* GIVEN INFORMATION:
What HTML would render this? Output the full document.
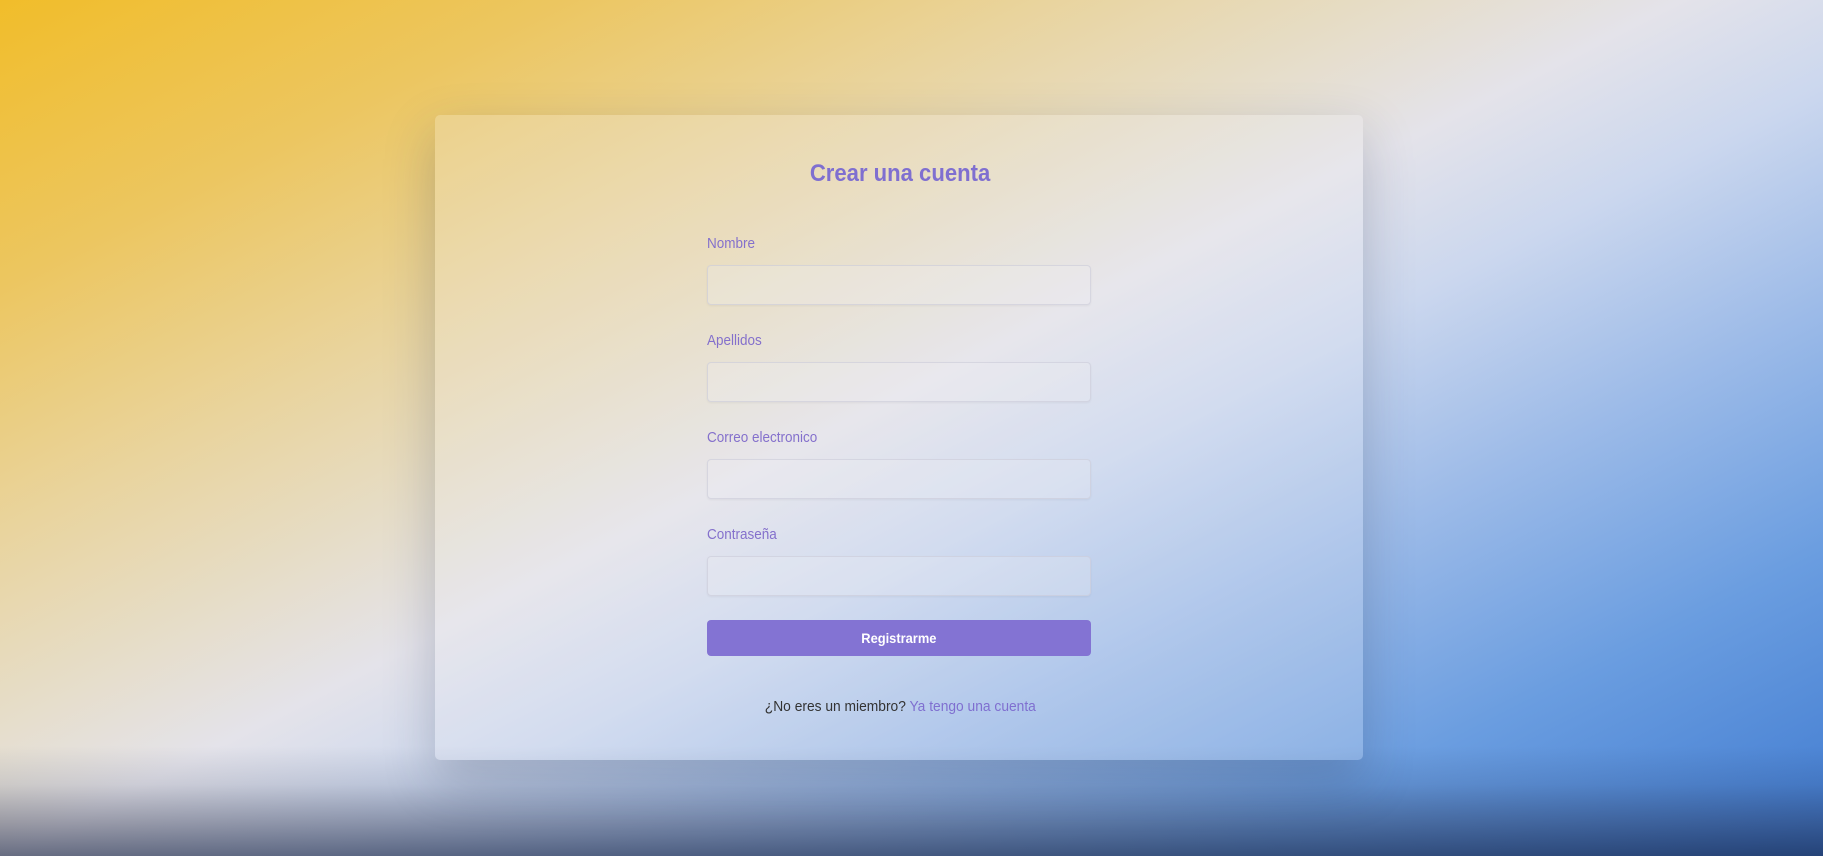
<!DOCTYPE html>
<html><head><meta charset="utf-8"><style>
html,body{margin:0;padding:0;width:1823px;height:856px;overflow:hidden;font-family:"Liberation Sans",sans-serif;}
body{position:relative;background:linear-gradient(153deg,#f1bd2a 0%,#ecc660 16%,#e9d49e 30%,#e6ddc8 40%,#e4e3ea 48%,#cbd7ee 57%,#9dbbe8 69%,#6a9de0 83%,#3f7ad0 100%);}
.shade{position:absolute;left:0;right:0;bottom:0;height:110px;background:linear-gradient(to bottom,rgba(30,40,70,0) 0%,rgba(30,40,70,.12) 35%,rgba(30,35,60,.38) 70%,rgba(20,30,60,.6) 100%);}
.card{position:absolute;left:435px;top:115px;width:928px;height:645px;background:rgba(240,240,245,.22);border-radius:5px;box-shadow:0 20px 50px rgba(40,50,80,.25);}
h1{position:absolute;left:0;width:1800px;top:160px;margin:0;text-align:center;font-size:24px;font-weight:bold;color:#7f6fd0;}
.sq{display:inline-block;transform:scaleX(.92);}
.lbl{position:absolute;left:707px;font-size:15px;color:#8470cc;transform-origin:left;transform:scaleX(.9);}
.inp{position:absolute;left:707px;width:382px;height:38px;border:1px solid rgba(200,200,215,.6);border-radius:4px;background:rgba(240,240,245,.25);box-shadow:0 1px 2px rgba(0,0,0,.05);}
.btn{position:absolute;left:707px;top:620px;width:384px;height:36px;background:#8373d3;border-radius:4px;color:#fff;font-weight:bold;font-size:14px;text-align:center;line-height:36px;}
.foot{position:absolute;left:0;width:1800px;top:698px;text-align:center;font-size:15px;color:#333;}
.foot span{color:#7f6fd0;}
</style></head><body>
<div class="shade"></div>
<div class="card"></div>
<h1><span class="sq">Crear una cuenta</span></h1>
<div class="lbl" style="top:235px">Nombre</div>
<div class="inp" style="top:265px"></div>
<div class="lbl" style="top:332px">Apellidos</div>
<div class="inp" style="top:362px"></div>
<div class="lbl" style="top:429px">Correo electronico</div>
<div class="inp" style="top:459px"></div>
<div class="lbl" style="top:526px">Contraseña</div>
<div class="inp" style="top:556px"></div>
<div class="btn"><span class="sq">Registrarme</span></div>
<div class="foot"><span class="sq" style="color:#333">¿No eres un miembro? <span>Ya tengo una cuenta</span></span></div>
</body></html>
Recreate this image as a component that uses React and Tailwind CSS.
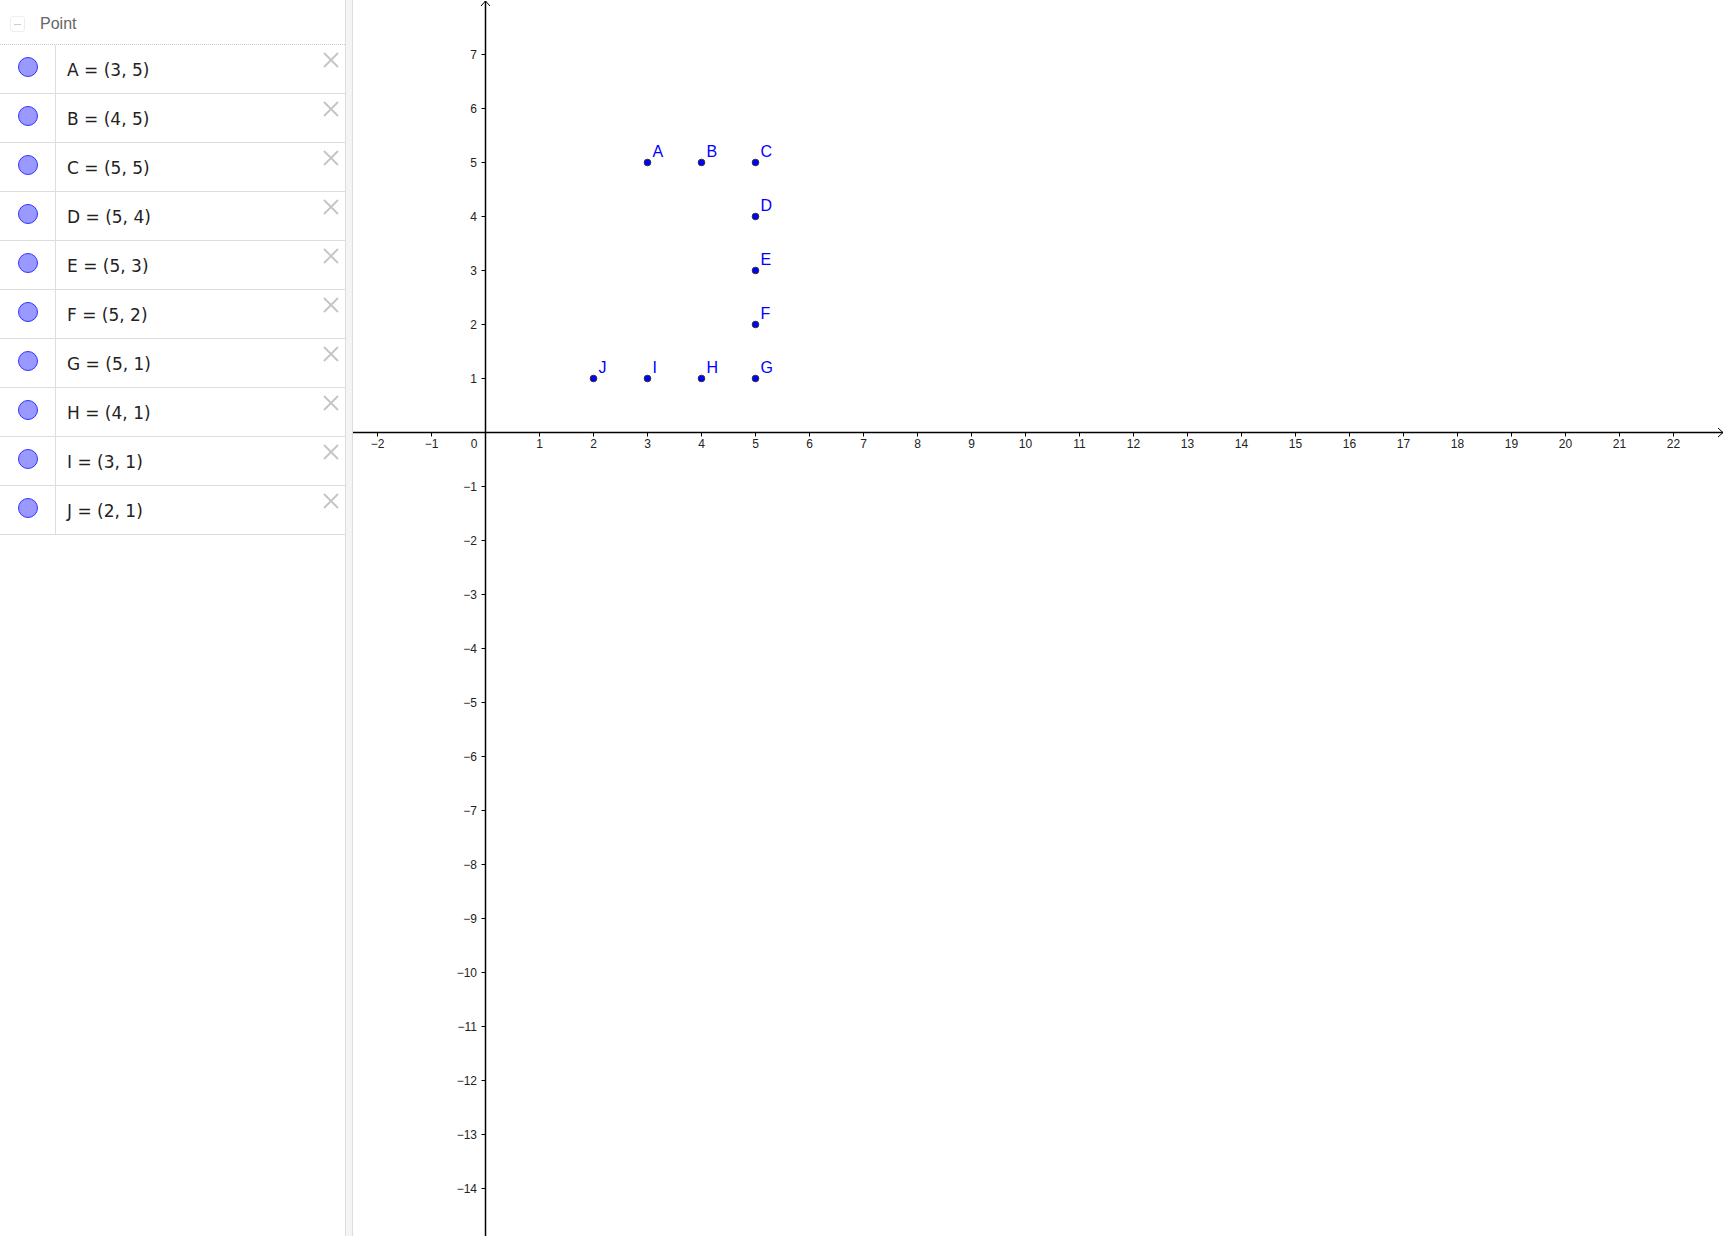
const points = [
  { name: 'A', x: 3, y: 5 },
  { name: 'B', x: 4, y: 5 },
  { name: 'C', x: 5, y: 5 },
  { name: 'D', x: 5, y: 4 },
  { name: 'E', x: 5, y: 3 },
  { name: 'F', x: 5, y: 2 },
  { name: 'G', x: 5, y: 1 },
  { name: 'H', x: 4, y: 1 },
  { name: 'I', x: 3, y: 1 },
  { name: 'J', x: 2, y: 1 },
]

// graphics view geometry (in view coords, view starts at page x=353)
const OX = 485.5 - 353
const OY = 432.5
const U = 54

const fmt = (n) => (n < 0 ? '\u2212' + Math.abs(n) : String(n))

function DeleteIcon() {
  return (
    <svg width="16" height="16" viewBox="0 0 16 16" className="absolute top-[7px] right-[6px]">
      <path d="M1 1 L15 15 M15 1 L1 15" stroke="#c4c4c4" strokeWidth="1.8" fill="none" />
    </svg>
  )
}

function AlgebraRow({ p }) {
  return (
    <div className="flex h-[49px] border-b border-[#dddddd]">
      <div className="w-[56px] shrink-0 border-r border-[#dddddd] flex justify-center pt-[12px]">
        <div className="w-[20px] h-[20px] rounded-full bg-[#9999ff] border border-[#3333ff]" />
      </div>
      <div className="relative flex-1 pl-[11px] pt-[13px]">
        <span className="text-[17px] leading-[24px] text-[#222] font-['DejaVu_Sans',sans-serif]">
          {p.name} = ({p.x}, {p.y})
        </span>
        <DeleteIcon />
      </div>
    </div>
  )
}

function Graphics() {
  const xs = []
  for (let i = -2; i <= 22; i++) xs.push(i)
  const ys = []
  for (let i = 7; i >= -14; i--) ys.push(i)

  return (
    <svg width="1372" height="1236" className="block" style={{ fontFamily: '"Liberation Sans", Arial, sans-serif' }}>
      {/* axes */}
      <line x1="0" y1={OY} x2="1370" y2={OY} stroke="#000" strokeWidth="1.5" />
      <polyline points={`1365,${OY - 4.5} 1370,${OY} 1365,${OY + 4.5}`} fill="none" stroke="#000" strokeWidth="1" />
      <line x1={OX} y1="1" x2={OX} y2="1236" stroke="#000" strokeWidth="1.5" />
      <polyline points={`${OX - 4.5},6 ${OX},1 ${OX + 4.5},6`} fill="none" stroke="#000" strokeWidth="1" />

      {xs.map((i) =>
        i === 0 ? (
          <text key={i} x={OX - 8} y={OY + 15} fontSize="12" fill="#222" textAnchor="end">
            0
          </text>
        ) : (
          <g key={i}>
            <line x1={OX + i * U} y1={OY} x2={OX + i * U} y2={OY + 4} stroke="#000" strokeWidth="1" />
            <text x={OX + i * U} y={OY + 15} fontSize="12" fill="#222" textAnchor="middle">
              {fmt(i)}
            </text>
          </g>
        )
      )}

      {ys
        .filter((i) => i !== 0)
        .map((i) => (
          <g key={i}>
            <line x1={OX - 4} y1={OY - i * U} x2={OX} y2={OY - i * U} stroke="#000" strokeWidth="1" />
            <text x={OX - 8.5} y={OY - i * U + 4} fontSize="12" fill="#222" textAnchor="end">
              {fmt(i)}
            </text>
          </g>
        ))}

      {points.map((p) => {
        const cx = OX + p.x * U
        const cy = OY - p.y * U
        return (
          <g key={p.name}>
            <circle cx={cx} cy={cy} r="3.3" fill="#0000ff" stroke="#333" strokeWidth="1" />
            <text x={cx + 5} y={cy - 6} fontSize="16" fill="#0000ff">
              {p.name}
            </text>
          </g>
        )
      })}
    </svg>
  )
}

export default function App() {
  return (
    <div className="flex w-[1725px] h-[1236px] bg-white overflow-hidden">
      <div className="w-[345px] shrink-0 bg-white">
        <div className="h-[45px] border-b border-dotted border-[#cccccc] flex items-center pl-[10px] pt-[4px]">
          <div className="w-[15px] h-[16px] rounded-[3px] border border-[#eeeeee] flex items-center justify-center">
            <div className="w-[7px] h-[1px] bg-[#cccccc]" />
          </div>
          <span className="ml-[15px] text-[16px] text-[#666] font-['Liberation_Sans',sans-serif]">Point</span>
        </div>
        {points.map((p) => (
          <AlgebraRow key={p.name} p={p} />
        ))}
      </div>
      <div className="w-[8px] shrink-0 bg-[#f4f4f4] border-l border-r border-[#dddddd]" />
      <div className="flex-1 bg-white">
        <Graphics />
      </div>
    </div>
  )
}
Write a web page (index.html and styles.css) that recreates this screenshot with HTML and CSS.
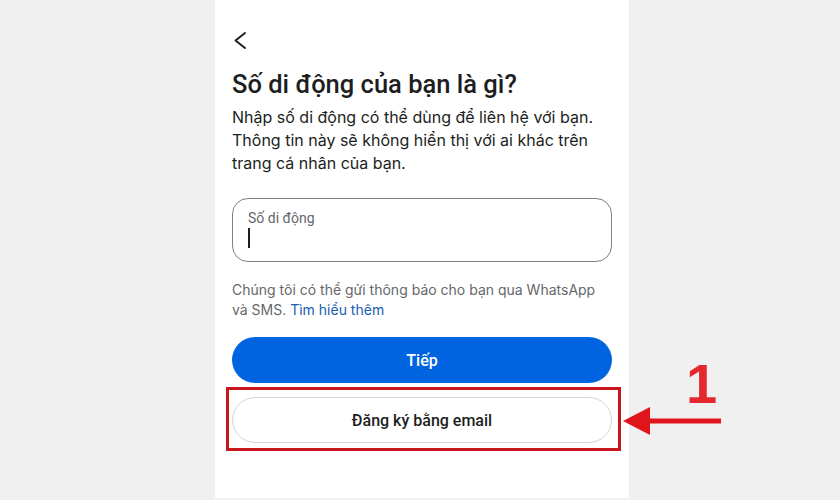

* WHAT TO DO:
Repeat the records in full, exactly as they appear, without the pictures.

* FULL OUTPUT:
What HTML would render this? Output the full document.
<!DOCTYPE html>
<html><head><meta charset="utf-8"><style>
html,body{margin:0;padding:0;width:1823px;height:856px;overflow:hidden;font-family:"Liberation Sans",sans-serif;}
body{position:relative;background:linear-gradient(153deg,#f1bd2a 0%,#ecc660 16%,#e9d49e 30%,#e6ddc8 40%,#e4e3ea 48%,#cbd7ee 57%,#9dbbe8 69%,#6a9de0 83%,#3f7ad0 100%);}
.shade{position:absolute;left:0;right:0;bottom:0;height:110px;background:linear-gradient(to bottom,rgba(30,40,70,0) 0%,rgba(30,40,70,.12) 35%,rgba(30,35,60,.38) 70%,rgba(20,30,60,.6) 100%);}
.card{position:absolute;left:435px;top:115px;width:928px;height:645px;background:rgba(240,240,245,.22);border-radius:5px;box-shadow:0 20px 50px rgba(40,50,80,.25);}
h1{position:absolute;left:0;width:1800px;top:160px;margin:0;text-align:center;font-size:24px;font-weight:bold;color:#7f6fd0;}
.sq{display:inline-block;transform:scaleX(.92);}
.lbl{position:absolute;left:707px;font-size:15px;color:#8470cc;transform-origin:left;transform:scaleX(.9);}
.inp{position:absolute;left:707px;width:382px;height:38px;border:1px solid rgba(200,200,215,.6);border-radius:4px;background:rgba(240,240,245,.25);box-shadow:0 1px 2px rgba(0,0,0,.05);}
.btn{position:absolute;left:707px;top:620px;width:384px;height:36px;background:#8373d3;border-radius:4px;color:#fff;font-weight:bold;font-size:14px;text-align:center;line-height:36px;}
.foot{position:absolute;left:0;width:1800px;top:698px;text-align:center;font-size:15px;color:#333;}
.foot span{color:#7f6fd0;}
</style></head><body>
<div class="shade"></div>
<div class="card"></div>
<h1><span class="sq">Crear una cuenta</span></h1>
<div class="lbl" style="top:235px">Nombre</div>
<div class="inp" style="top:265px"></div>
<div class="lbl" style="top:332px">Apellidos</div>
<div class="inp" style="top:362px"></div>
<div class="lbl" style="top:429px">Correo electronico</div>
<div class="inp" style="top:459px"></div>
<div class="lbl" style="top:526px">Contraseña</div>
<div class="inp" style="top:556px"></div>
<div class="btn"><span class="sq">Registrarme</span></div>
<div class="foot"><span class="sq" style="color:#333">¿No eres un miembro? <span>Ya tengo una cuenta</span></span></div>
</body></html>
Recreate this image as a component that uses React and Tailwind CSS.
const points = [
  { name: 'A', x: 3, y: 5 },
  { name: 'B', x: 4, y: 5 },
  { name: 'C', x: 5, y: 5 },
  { name: 'D', x: 5, y: 4 },
  { name: 'E', x: 5, y: 3 },
  { name: 'F', x: 5, y: 2 },
  { name: 'G', x: 5, y: 1 },
  { name: 'H', x: 4, y: 1 },
  { name: 'I', x: 3, y: 1 },
  { name: 'J', x: 2, y: 1 },
]

// graphics view geometry (in view coords, view starts at page x=353)
const OX = 485.5 - 353
const OY = 432.5
const U = 54

const fmt = (n) => (n < 0 ? '\u2212' + Math.abs(n) : String(n))

function DeleteIcon() {
  return (
    <svg width="16" height="16" viewBox="0 0 16 16" className="absolute top-[7px] right-[6px]">
      <path d="M1 1 L15 15 M15 1 L1 15" stroke="#c4c4c4" strokeWidth="1.8" fill="none" />
    </svg>
  )
}

function AlgebraRow({ p }) {
  return (
    <div className="flex h-[49px] border-b border-[#dddddd]">
      <div className="w-[56px] shrink-0 border-r border-[#dddddd] flex justify-center pt-[12px]">
        <div className="w-[20px] h-[20px] rounded-full bg-[#9999ff] border border-[#3333ff]" />
      </div>
      <div className="relative flex-1 pl-[11px] pt-[13px]">
        <span className="text-[17px] leading-[24px] text-[#222] font-['DejaVu_Sans',sans-serif]">
          {p.name} = ({p.x}, {p.y})
        </span>
        <DeleteIcon />
      </div>
    </div>
  )
}

function Graphics() {
  const xs = []
  for (let i = -2; i <= 22; i++) xs.push(i)
  const ys = []
  for (let i = 7; i >= -14; i--) ys.push(i)

  return (
    <svg width="1372" height="1236" className="block" style={{ fontFamily: '"Liberation Sans", Arial, sans-serif' }}>
      {/* axes */}
      <line x1="0" y1={OY} x2="1370" y2={OY} stroke="#000" strokeWidth="1.5" />
      <polyline points={`1365,${OY - 4.5} 1370,${OY} 1365,${OY + 4.5}`} fill="none" stroke="#000" strokeWidth="1" />
      <line x1={OX} y1="1" x2={OX} y2="1236" stroke="#000" strokeWidth="1.5" />
      <polyline points={`${OX - 4.5},6 ${OX},1 ${OX + 4.5},6`} fill="none" stroke="#000" strokeWidth="1" />

      {xs.map((i) =>
        i === 0 ? (
          <text key={i} x={OX - 8} y={OY + 15} fontSize="12" fill="#222" textAnchor="end">
            0
          </text>
        ) : (
          <g key={i}>
            <line x1={OX + i * U} y1={OY} x2={OX + i * U} y2={OY + 4} stroke="#000" strokeWidth="1" />
            <text x={OX + i * U} y={OY + 15} fontSize="12" fill="#222" textAnchor="middle">
              {fmt(i)}
            </text>
          </g>
        )
      )}

      {ys
        .filter((i) => i !== 0)
        .map((i) => (
          <g key={i}>
            <line x1={OX - 4} y1={OY - i * U} x2={OX} y2={OY - i * U} stroke="#000" strokeWidth="1" />
            <text x={OX - 8.5} y={OY - i * U + 4} fontSize="12" fill="#222" textAnchor="end">
              {fmt(i)}
            </text>
          </g>
        ))}

      {points.map((p) => {
        const cx = OX + p.x * U
        const cy = OY - p.y * U
        return (
          <g key={p.name}>
            <circle cx={cx} cy={cy} r="3.3" fill="#0000ff" stroke="#333" strokeWidth="1" />
            <text x={cx + 5} y={cy - 6} fontSize="16" fill="#0000ff">
              {p.name}
            </text>
          </g>
        )
      })}
    </svg>
  )
}

export default function App() {
  return (
    <div className="flex w-[1725px] h-[1236px] bg-white overflow-hidden">
      <div className="w-[345px] shrink-0 bg-white">
        <div className="h-[45px] border-b border-dotted border-[#cccccc] flex items-center pl-[10px] pt-[4px]">
          <div className="w-[15px] h-[16px] rounded-[3px] border border-[#eeeeee] flex items-center justify-center">
            <div className="w-[7px] h-[1px] bg-[#cccccc]" />
          </div>
          <span className="ml-[15px] text-[16px] text-[#666] font-['Liberation_Sans',sans-serif]">Point</span>
        </div>
        {points.map((p) => (
          <AlgebraRow key={p.name} p={p} />
        ))}
      </div>
      <div className="w-[8px] shrink-0 bg-[#f4f4f4] border-l border-r border-[#dddddd]" />
      <div className="flex-1 bg-white">
        <Graphics />
      </div>
    </div>
  )
}
Write a web page (index.html and styles.css) that recreates this screenshot with HTML and CSS.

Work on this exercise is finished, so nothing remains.